51. The Chairman noted that project proponents were encouraged to have informal dialogues with the Subcommittee at early planning stage. However, he had reservations about receiving briefing or holding discussions with project proponents before the formal submission of EIA report for fear that they might abuse the purpose of those meetings by quoting records in other papers as the Council's green light to their projects. He asked whether there was any overseas experience in conducting such dialogues in good faith and on a non-committal basis.

52. In reply, AD(EN)/EPD said that there were good overseas practices such as setting out the ground rules of the dialogues. Furthermore, all parties involved should agree on the understanding that the discussions held would not be prejudiced during statutory process. He was of the view that informal dialogues could be helpful in the EIA process and should be arranged entirely on a voluntary basis.

53. The Chairman said that EPD could encourage project proponents to have informal dialogues with the Subcommittee when their projects were potentially controversial. The dialogues could take place after the stage of project profile. Project proponents should provide detailed information on the preliminary assessment on different alignments and options so that the Subcommittee could at least comment whether the alignment and option selected was a non-starter or not.

54. SNCO(South)/AFCD said that alternatively informal dialogues could take place before the stage of project profile so that project proponents could have an opportunity to have early focus on the Subcommittee's concerns and adjust the alignment and option, if necessary, before the starting of the 45-day chain of actions by the Authority.

55. A Member supported having early dialogues with project proponents but was concerned over the possibility of their abusing the mechanism. The Chairman said that clear ground rules as mentioned by AD(EN)/EPD earlier on should be set out for the proponents to follow. Another Member agreed with the Chairman and suggested widely disseminating the ground rules when finalized.
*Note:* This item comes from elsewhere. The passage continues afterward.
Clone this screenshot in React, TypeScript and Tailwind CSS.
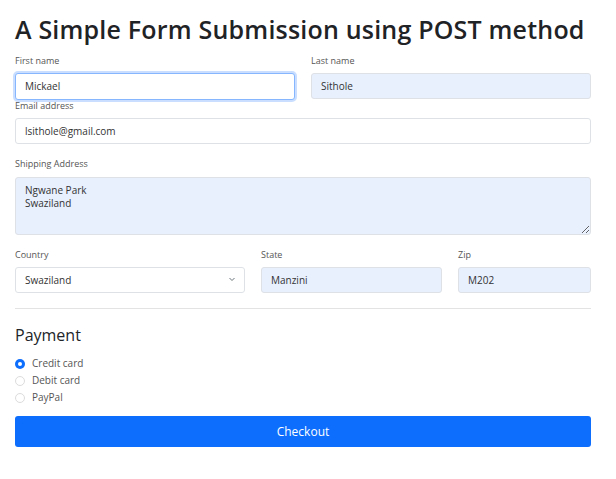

56. In reply to the Secretary's enquiry, the Chairman and Members agreed that no minutes should be taken for informal dialogues. The Chairman also said that when approached by a project proponent, either the Chairman himself or the Deputy Chairman would decide whether an informal dialogue should be convened.

Quality of EIA Reports

57. The Chairman said that the Subcommittee had difficulty in assessing an EIA report which was incomprehensive in itself.

58. A Member agreed with the Chairman but said that it was not within the ambit of the Subcommittee to ensure the quality of EIA reports. Nonetheless, Members' concern should be made known to relevant professional bodies and authorities.

59. A Member shared another Member's point and said that it was the reality in Hong Kong that more and more consultants were under financial pressure, thus occasionally compromising the quality of EIA study.

60. AD(EN)/EPD said that the dismissal of the two appeals raised the awareness of potential project proponents and consultants about the quality of EIA, as he had noticed in recent Liaison Group meetings. Moreover, the GNs to be issued shortly would help raise the standards and set the benchmarks for EIA study as well. With reference to a Member's point, AD(EN)/EPD considered that part of the problem related to the tendering mechanism in which a contract would usually be awarded to the consultant offering the lowest cost. Another problem was that the contract was priced on a lump sum basis which discouraged consultants to do additional work even when the need arose in the middle of the study

61. A Member said that there were two means to improve the quality of an EIA. One was to make available a sound site-specific ecological database; the other was to validate in the context of Hong Kong models adopted by overseas countries in EIA study. The Chairman said that the point about ecological database could be discussed at future meeting. On the latter point, AD(EN)/EPD clarified that the models used for air quality and noise assessments had already been validated in Hong Kong. That Member added that the Subcommittee could invite EPD staff to verify technical issues like the effectiveness of the models used in an EIA.

62. A Member asked whether there were clear standards or guidelines on EIA study which consultants could follow. He also asked whether any detailed fisheries survey had been conducted in Hong Kong and if so, whether benchmarking of the data was available for the reference of consultants. He commended that there was a fisheries database in New Zealand in which the number of different species of fish in a specified area was readily available.

63. In response, the Chairman said that the standards and guidelines laid down in TM provided a common basis for compliance by project proponents and consultants and for vetting of EIA by EPD and the ACE. As regards measurable standards for ecological assessment, SNCO(South)/AFCD said that unlike air or noise quality which could be measured readily, ecological assessment involved living organisms. It would be difficult to specify, for example, a minimum number of birds of a certain species must be maintained in a certain area. However, a Member's concern over ecological database in Hong Kong was well noted and he would take it up with his department for further consideration.

64. The Chairman concluded that project proponents should be encouraged to have early dialogues with the Subcommittee at the stage of project profile, in particular with regard to the pros and cons of different alignments and options. The Subcommittee was concerned about the quality of some EIA reports and would like to bring to the attention of various parties. Also, changes in the tendering system as well as the funding mechanism could help ensure the quality of EIA reports. Finally, an ecological database, both terrestrial and aquatic, should be made available as soon as possible.

Agenda Item 5 : Any Other Business

Monthly Update of Applications under EIAO

65. Members noted the updates.

Tentative Items for Next Meeting

66. Members noted that there was no item scheduled for the next meeting so far.

Agenda Item 6 : Date of Next Meeting

67. The next meeting was scheduled for 5 November 2001 at 4:00pm.